There’s some good news ahead for Norwich City but some bad news for those who like to talk about the Championship in clichés.

The relentless nature of the division is often summed up by the phrase “It’s Saturday, Tuesday, Saturday, Tuesday” but the truth is that City’s schedule is about to calm down considerably. Get the next Saturday, Tuesday, Saturday out of the way and the midweek matches begin to dry up for the Canaries.

Having got so used to seeing matches under Tuesday night lights it’s remarkable to see that, after next week’s trip to Nottingham Forest, there are just three more midweek evening matches left on the fixture list for the rest of the season.

Norwich go to Wolves on Wednesday, Februray 21, host Forest on Tuesday, March 6 and are due to go all the way to Sunderland on a Tuesday night (thanks for that, fixture computer) in April and that really is it. There are a couple of pinch points around Christmas and Easter when the diary starts to fill up again and the possibility that FA Cup runs for either Norwich or their Championship opponents could force a bit of a rejig in the new year but the bulk of those Saturday, Tuesday, Saturday, Tuesday weeks are already behind us.

Norwich City’s first 20 matches of this season were crammed into the first three months.

The last 30 Championship games plus however many (or few) FA Cup ties we are treated to will be spread out over six months between now and May. As someone who is keen to look up and not down I am billing this lop-sided nature of the fixture list as a factor that could change the Canaries’ season for the better.

For this theory to have any legs we must accept the perceived wisdom that the erratic nature of Norwich’s form since August has been partly down to the workload on the players and the tiredness that averaging two games every week has caused within Daniel Farke’s new look squad.

I am well aware that a fair proportion of people reading this are either thinking or even saying to the nearest person “poor old professional footballers, eh? Getting tired after being paid all that money for playing twice a week, they don’t know they’re born” or something similar.

The response to that is to politely point out that if performing to a high level on a football pitch once every three days was that easy we would all be doing it rather than watching others have a go.

The schedule in this country really is more demanding than elsewhere.
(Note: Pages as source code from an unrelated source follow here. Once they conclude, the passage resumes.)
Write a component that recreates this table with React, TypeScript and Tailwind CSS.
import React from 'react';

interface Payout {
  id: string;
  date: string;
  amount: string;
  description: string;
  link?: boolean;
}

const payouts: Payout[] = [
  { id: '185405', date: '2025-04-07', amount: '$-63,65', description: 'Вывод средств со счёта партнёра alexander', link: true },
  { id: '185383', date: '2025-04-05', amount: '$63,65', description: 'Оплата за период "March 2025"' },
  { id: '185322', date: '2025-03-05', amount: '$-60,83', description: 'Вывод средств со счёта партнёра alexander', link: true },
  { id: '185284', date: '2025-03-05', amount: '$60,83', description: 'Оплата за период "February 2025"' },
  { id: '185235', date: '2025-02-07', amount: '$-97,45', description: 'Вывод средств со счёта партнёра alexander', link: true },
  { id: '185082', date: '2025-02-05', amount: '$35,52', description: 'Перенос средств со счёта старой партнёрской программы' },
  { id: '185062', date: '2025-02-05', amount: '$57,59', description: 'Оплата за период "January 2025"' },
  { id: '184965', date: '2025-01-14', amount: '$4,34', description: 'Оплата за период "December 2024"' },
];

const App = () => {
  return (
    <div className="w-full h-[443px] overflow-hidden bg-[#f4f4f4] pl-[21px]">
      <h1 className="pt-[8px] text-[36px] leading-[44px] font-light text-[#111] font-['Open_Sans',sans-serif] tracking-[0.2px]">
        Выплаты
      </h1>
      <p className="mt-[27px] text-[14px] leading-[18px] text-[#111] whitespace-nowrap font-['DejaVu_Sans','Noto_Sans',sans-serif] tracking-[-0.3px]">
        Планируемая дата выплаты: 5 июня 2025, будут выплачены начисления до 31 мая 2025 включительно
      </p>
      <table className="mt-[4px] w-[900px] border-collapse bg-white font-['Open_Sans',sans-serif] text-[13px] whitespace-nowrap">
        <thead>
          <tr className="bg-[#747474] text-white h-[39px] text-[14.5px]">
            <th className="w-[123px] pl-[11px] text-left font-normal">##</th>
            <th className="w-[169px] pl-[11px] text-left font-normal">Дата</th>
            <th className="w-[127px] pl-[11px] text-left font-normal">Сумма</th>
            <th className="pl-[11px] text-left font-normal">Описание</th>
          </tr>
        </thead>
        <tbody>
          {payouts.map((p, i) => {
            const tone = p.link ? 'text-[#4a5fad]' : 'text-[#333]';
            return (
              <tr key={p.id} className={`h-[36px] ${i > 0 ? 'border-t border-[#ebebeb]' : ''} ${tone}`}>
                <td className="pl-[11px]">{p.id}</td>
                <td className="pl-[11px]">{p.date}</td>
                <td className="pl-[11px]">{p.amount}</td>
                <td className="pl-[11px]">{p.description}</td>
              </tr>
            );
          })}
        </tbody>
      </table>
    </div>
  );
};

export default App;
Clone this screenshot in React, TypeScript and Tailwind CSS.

In Germany, on the odd occasion they have a round of midweek league fixtures they refer to it as “die English Woch” which, even without a German GCSE, I can translate as “the English Week”. That tells you something about what they think of us and the tightly packed sardine-like schedule that we insist upon inflicting on our teams.

So Daniel Farke has some important players like Alex Pritchard and Nelson Oliveira battling back to full fitness to help share the burden on some of his overloaded players and it comes at a time when the number of English Wochs he has to prepare for are about to reduce dramatically.
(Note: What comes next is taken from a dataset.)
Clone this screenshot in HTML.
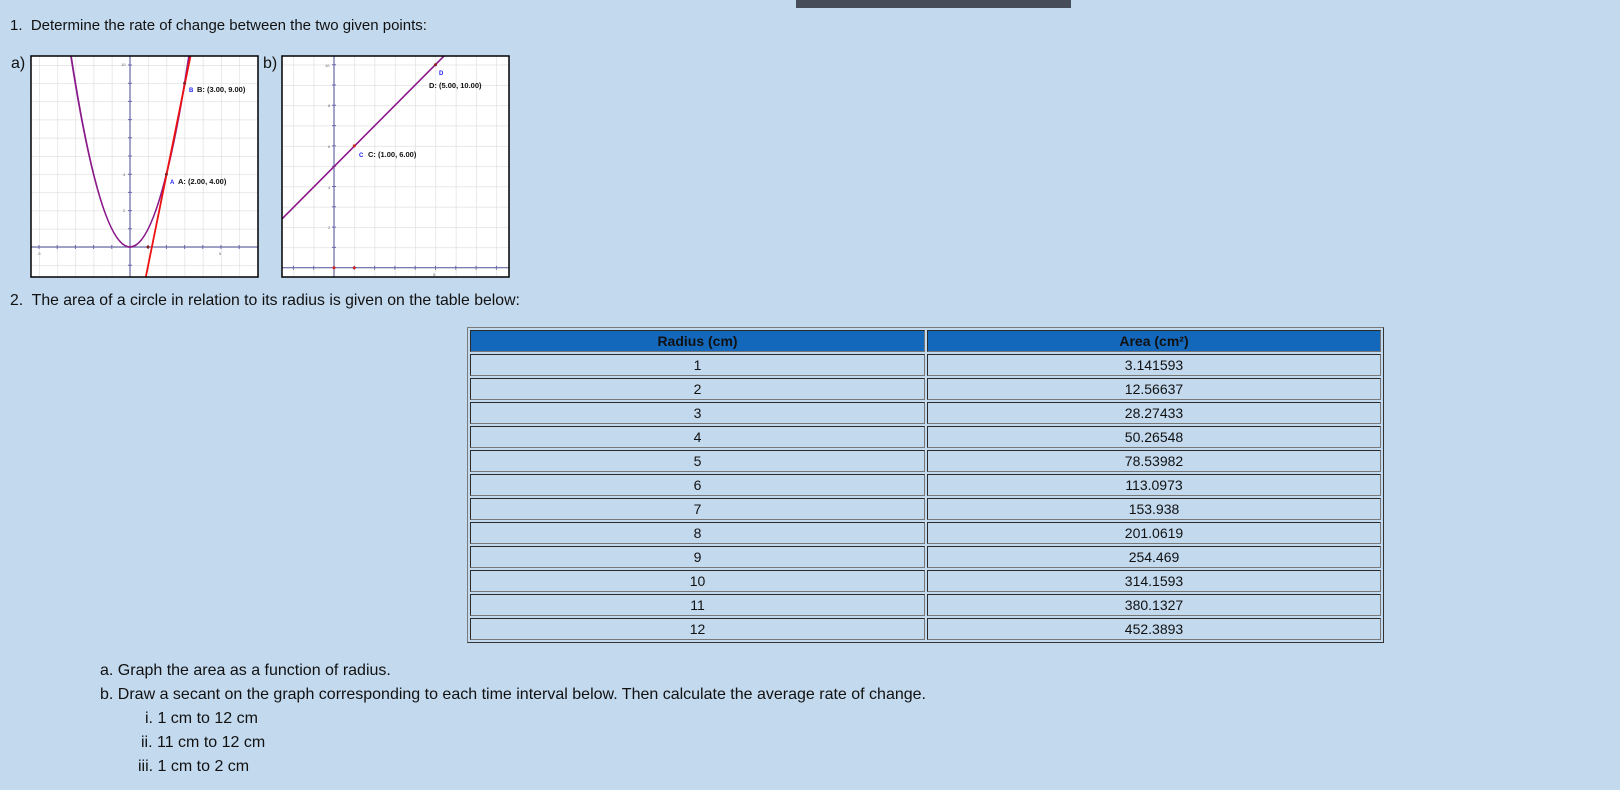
<!DOCTYPE html>
<html><head><meta charset="utf-8"><style>
html,body{margin:0;padding:0;}
body{width:1620px;height:790px;background:#c3d9ee;font-family:"Liberation Sans",Arial,sans-serif;color:#111;position:relative;overflow:hidden;}
.t{position:absolute;font-size:15px;white-space:nowrap;line-height:18px;}
.u{font-size:16px;}
.bar{position:absolute;left:796px;top:0;width:275px;height:8px;background:#474d58;}
table{position:absolute;left:467px;top:327px;border-collapse:separate;border-spacing:2px;border:1px solid;border-color:#7a7a7a #333 #333 #7a7a7a;}
td,th{border:1px solid;border-color:#2a2a2a #777 #777 #2a2a2a;height:20px;padding:0;text-align:center;font-size:14px;font-weight:normal;line-height:20px;}
th{background:#1468bb;font-weight:bold;color:#111;}
td.a{width:453px;} td.b{width:452px;}
</style></head><body>
<div class="bar"></div>
<div class="t" style="left:10px;top:17px;">1.&nbsp; Determine the rate of change between the two given points:</div>
<div class="t" style="left:11px;top:55px;font-size:16px;">a)</div>
<div class="t" style="left:263px;top:55px;font-size:16px;">b)</div>
<svg style="position:absolute;left:0;top:0" width="620" height="290">
<defs>
<pattern id="ga" x="130" y="247" width="18.2" height="18.2" patternUnits="userSpaceOnUse">
<rect width="18.2" height="18.2" fill="#fff"/>
<path d="M0 0V18.2M0 0H18.2" stroke="#dcdcdc" stroke-width="1.2"/>
</pattern>
<pattern id="gb" x="334" y="267.7" width="20.3" height="20.3" patternUnits="userSpaceOnUse">
<rect width="20.3" height="20.3" fill="#fff"/>
<path d="M0 0V20.3M0 0H20.3" stroke="#dcdcdc" stroke-width="1.2"/>
</pattern>
<clipPath id="ca"><rect x="31" y="56" width="227" height="221"/></clipPath>
<clipPath id="cb"><rect x="282" y="56" width="227" height="221"/></clipPath>
</defs>
<g clip-path="url(#ca)">
<rect x="31" y="56" width="227" height="221" fill="url(#ga)"/>
<path d="M31 247H258M130 56V277" stroke="#6a6aa8" stroke-width="1.2"/>
<path d="M39 245v4M57.2 245v4M75.4 245v4M93.6 245v4M111.8 245v4M148.2 245v4M166.4 245v4M184.6 245v4M202.8 245v4M221 245v4M239.2 245v4M128 265.2h4M128 228.8h4M128 210.6h4M128 192.4h4M128 174.2h4M128 156h4M128 137.8h4M128 119.6h4M128 101.4h4M128 83.2h4M128 65h4" stroke="#6a6aa8" stroke-width="1"/>
<path d="M71 56 Q130 438 189 56" stroke="#8a1a8a" stroke-width="1.8" fill="none"/>
<path d="M145.8 277L190.5 56" stroke="#ee1111" stroke-width="1.8"/>
<circle cx="166.4" cy="174.2" r="1.5" fill="#822"/><circle cx="184.6" cy="83.2" r="1.5" fill="#822"/><circle cx="148" cy="247" r="1.5" fill="#822"/>
<g font-family="Liberation Sans,Arial" font-size="7.5" font-weight="bold">
<text x="189" y="92" fill="#22f" font-size="6">B</text><text x="197" y="92" fill="#111">B: (3.00, 9.00)</text>
<text x="170" y="184" fill="#22f" font-size="6">A</text><text x="178" y="184" fill="#111">A: (2.00, 4.00)</text>
</g>
<g font-family="Liberation Sans,Arial" font-size="4" fill="#666"><text x="121" y="66">10</text><text x="37" y="255">-5</text><text x="219" y="255">5</text><text x="123" y="212">2</text><text x="123" y="176">4</text></g>
</g>
<rect x="31" y="56" width="227" height="221" fill="none" stroke="#000" stroke-width="1.5"/>
<g clip-path="url(#cb)">
<rect x="282" y="56" width="227" height="221" fill="url(#gb)"/>
<path d="M282 267.7H509M334 56V277" stroke="#6a6aa8" stroke-width="1.2"/>
<path d="M293.4 265.7v4M313.7 265.7v4M354.3 265.7v4M374.6 265.7v4M394.9 265.7v4M415.2 265.7v4M435.5 265.7v4M455.8 265.7v4M476.1 265.7v4M496.4 265.7v4M332 247.4h4M332 227.1h4M332 206.8h4M332 186.5h4M332 166.2h4M332 145.9h4M332 125.6h4M332 105.3h4M332 85h4M332 64.7h4" stroke="#6a6aa8" stroke-width="1"/>
<path d="M282 218.9L444 56" stroke="#8a1a8a" stroke-width="1.6"/>
<circle cx="354.3" cy="145.9" r="1.5" fill="#c22"/><circle cx="435.5" cy="64.7" r="1.5" fill="#822"/><circle cx="334" cy="267.7" r="1.5" fill="#c22"/><circle cx="354.3" cy="267.7" r="1.5" fill="#c22"/>
<g font-family="Liberation Sans,Arial" font-size="7.5" font-weight="bold">
<text x="439" y="75" fill="#22f" font-size="6">D</text><text x="429" y="88" fill="#111">D: (5.00, 10.00)</text>
<text x="359" y="157" fill="#22f" font-size="6">C</text><text x="368" y="157" fill="#111">C: (1.00, 6.00)</text>
</g>
<g font-family="Liberation Sans,Arial" font-size="4" fill="#666"><text x="325" y="67">10</text><text x="433" y="276">5</text><text x="328" y="107">8</text><text x="328" y="148">6</text><text x="328" y="189">4</text><text x="328" y="229">2</text></g>
</g>
<rect x="282" y="56" width="227" height="221" fill="none" stroke="#000" stroke-width="1.5"/>
</svg>
<div class="t" style="left:10px;top:292px;font-size:15.8px;">2.&nbsp; The area of a circle in relation to its radius is given on the table below:</div>
<table>
<tr><th class="a" style="width:453px">Radius (cm)</th><th style="width:452px">Area (cm²)</th></tr>
<tr><td class="a">1</td><td class="b">3.141593</td></tr>
<tr><td class="a">2</td><td class="b">12.56637</td></tr>
<tr><td class="a">3</td><td class="b">28.27433</td></tr>
<tr><td class="a">4</td><td class="b">50.26548</td></tr>
<tr><td class="a">5</td><td class="b">78.53982</td></tr>
<tr><td class="a">6</td><td class="b">113.0973</td></tr>
<tr><td class="a">7</td><td class="b">153.938</td></tr>
<tr><td class="a">8</td><td class="b">201.0619</td></tr>
<tr><td class="a">9</td><td class="b">254.469</td></tr>
<tr><td class="a">10</td><td class="b">314.1593</td></tr>
<tr><td class="a">11</td><td class="b">380.1327</td></tr>
<tr><td class="a">12</td><td class="b">452.3893</td></tr>
</table>
<div class="t u" style="left:100px;top:662px;">a. Graph the area as a function of radius.</div>
<div class="t u" style="left:100px;top:686px;">b. Draw a secant on the graph corresponding to each time interval below. Then calculate the average rate of change.</div>
<div class="t u" style="left:145px;top:710px;">i. 1 cm to 12 cm</div>
<div class="t u" style="left:141px;top:734px;">ii. 11 cm to 12 cm</div>
<div class="t u" style="left:138px;top:758px;">iii. 1 cm to 2 cm</div>
</body></html>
The upturn in fortunes after the international break that saw August become September also suggests that giving this head coach more time on the training pitch without the pressure of match after match may be a further benefit to his squad.

So, on paper, things look promising but anyone can beat anyone in this league. Oh, there’s another one of those Championship clichés.

When Roeder rode to the rescue...

Would you believe it’s now 10 years since a certain former manager rode to Norwich City’s rescue?

The recent 2-1 defeat by Bolton came a decade to the day after Glenn Roeder’s first match in the Carrow Road dugout. That was a pulsating 2-2 draw with Ipswich when a Norwich City side that was bottom of the Championship came from 2-0 down to force a draw against a Town side in the midst of a takeover from the multi-millionaire Marcus Evans which seemed to promise so much.

Roeder is now seen as something of a pantomime villain by Norwich City fans, something which he brought upon himself, but it’s often forgotten what a tremendous job he did that season. The point against Ipswich on November 4 2007 was only City’s ninth of the campaign. To put that into context, Sunderland are currently bottom of the table with 10 points.

Roeder would have to wait a further three matches for his first win but he steadied the ship to the extent that Norwich finished three points and five places clear of the relegation zone. Leicester City went down from the Championship that season, whatever happened to them?

It only prolonged the inevitable and Norwich were relegated the next season when the effect of Roeder’s strict style and his habit of filling his squad full of loan signings wore off but his 15 months in charge were nothing if not eventful. He would cross swords with reporters, supporters and release fan’s favourite Darren Huckerby at the end of that first season without giving him a chance to wave a proper goodbye to Carrow Road.

Much has happened since the Roeder regime. So many ups and downs in fact that 10 years of football has brought us almost back to where we started, with a squad that is finding its feet in the Championship once more and is just four league places higher than where that patched up bunch of loan signings finished in 2007/08.

It may seem like a distant memory now but if there is one legacy that Glenn Roeder did leave in Norfolk it was that he made the decision to sign Wes Hoolahan from Blackpool in 2008. I think we can all agree that he got that one right.